Боевые силы революции:
1. Франция. Насчитывает под ружьем 430000 человек. Из них 100000 в Алжире. 90000, то есть четверть остатка, фактически не находятся под ружьем. Остаются 240000, из которых, несмотря на значительно усовершенствованные теперь железные дороги, через 4–6 недель смогут появиться не более 100000 человек на бельгийско-немецкой границе и 80000 на савойско-пьемонтской. Сардиния на этот раз попытается, как Бельгия в 1848 г., сыграть роль скалы в море; будет ли поэтому пьемонтское войско, в рядах которого и без того множество сардинских ханжески-набожных крестьянских сыновей, — по крайней мере, в его теперешнем виде, с аристократическими офицерами, — соблюдать верность революции, как это воображает Т[ехов], — это еще большой вопрос. Виктор-Эммануил взял себе за образец Леопольда, это опасно.
2. Пруссия —? 3. Австрия —? Это — в отношении регулярных, организованных войск. Что касается партизанских отрядов, то их явится легион, конечно, ни к чему не пригодных. Если в течение первых месяцев удастся составить из перешедших на сторону революции войск 50000—60000 боеспособных солдат, то это много. А откуда за такое короткое время взять офицеров?
Ввиду всего этого представляется более вероятным, что революция, если она разразится в ближайшем году, должна будет в первое время, — за неимением того, что дало Наполеону возможность быстро сформировать исполинскую армию, а именно хороших кадров, неизбежно отсутствующих во всякой революции (даже во Франции), — либо оставаться в состоянии обороны, либо ограничиться словесным провозглашением революции из Парижа и очень неудовлетворительными, заслуживающими порицания, вредными экспедициями типа Рискон-Ту [329]в более широком масштабе.

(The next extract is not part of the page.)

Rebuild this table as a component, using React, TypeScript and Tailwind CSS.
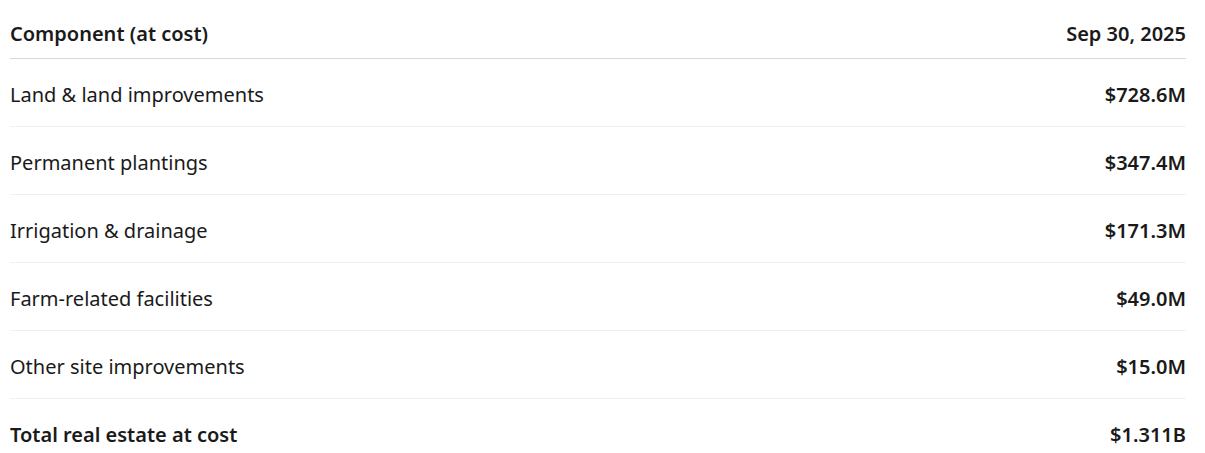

Разве только рейнские крепости падут после первого штурма, и пьемонтское войско последует призыву гражданина Техова; или дезорганизация прусских и австрийских войск даст возможность немедленно овладеть Берлином и Веной, как центрами, и тем самым принудить Россию перейти к обороне; или вообще произойдут события, которых заранее нельзя предвидеть. Строить на этом свои расчеты a lа Техов и заниматься исчислением вероятностей — дело праздное и произвольное, как я уже в этом давно убедился на своем собственном опыте. Можно лишь сказать одно, что чрезвычайно много зависит от Рейнской провинции.
Впервые опубликовано в книге: «Der Briefwechsel zwischen F.Engels und K.Marx». Bd. I, Stuttgart. 1913
Печатается по рукописи
Перевод с немецкого
124
МАРКС — ЭНГЕЛЬСУ
В МАНЧЕСТЕР
[Лондон], 13 октября 1851 г. 28, Deanstreet, Soho
Дорогой Энгельс!
Ты, вероятно, видел в «Kolnische Zeitung» написанное мною заявление по поводу сплетен, распространяемых аугсбургской «Allgemeine Zeitung» [330]. Болтовня стала прямо невыносимой. Цель, которую эти олухи в последнее время преследовали своими непрерывными атаками во всех немецких газетах, как мне достоверно известно, состояла в том, чтобы поставить меня перед такой дилеммой: либо я должен был публично осудить заговор, а, таким образом, и наших партийных друзей, либо публично признать его и, таким образом, совершить «юридическое» предательство. Но эти господа слишком неотесаны, чтобы поймать нас.
Вейдемейер 29 сентября отплыл из Гавра в Нью-Йорк. Он встретил там Рейха, который тоже поехал за океан. Рейх был арестован вместе со Шраммом; он сообщает, что полиция нашла у Шрамма копию протокола, в котором содержится запись дебатов, вызвавших его дуэль с Виллихом, протокола от того самого вечернего заседания, когда он обрушился на Виллиха и ушел с заседания [331]. Этот документ написан его рукой, но не подписан. Таким образом, полиция обнаружила, что он — Ш[рамм], а не «Бамбергер», по паспорту которого он жил в Париже. С другой стороны, этот протокол еще больше запутал г-на начальника полиции Вейса и компанию тем, что наши имена оказались замешанными в эту грязную историю. Раз уж Шрамм совершил эту глупость, то утешением является хоть то, что этот «честный человек» будет наказан как раз за это.
Итак, Кинкель употребил присланные из Америки 160 ф. ст. на то, чтобы самолично отправиться вместе со своим спасителем Шурцем в Америку и производить там сборы {486} . Удачно ли он выбрал для своего отъезда туда как раз момент депрессии на американском денежном рынке, — это большой вопрос. Он избрал этот момент для того, чтобы попасть туда раньшеКошута, и льстит себя надеждой при какой-нибудь оказии публично обнять Кошута в этой стране будущего и прочесть во всех газетах: Кошут и Кинкель!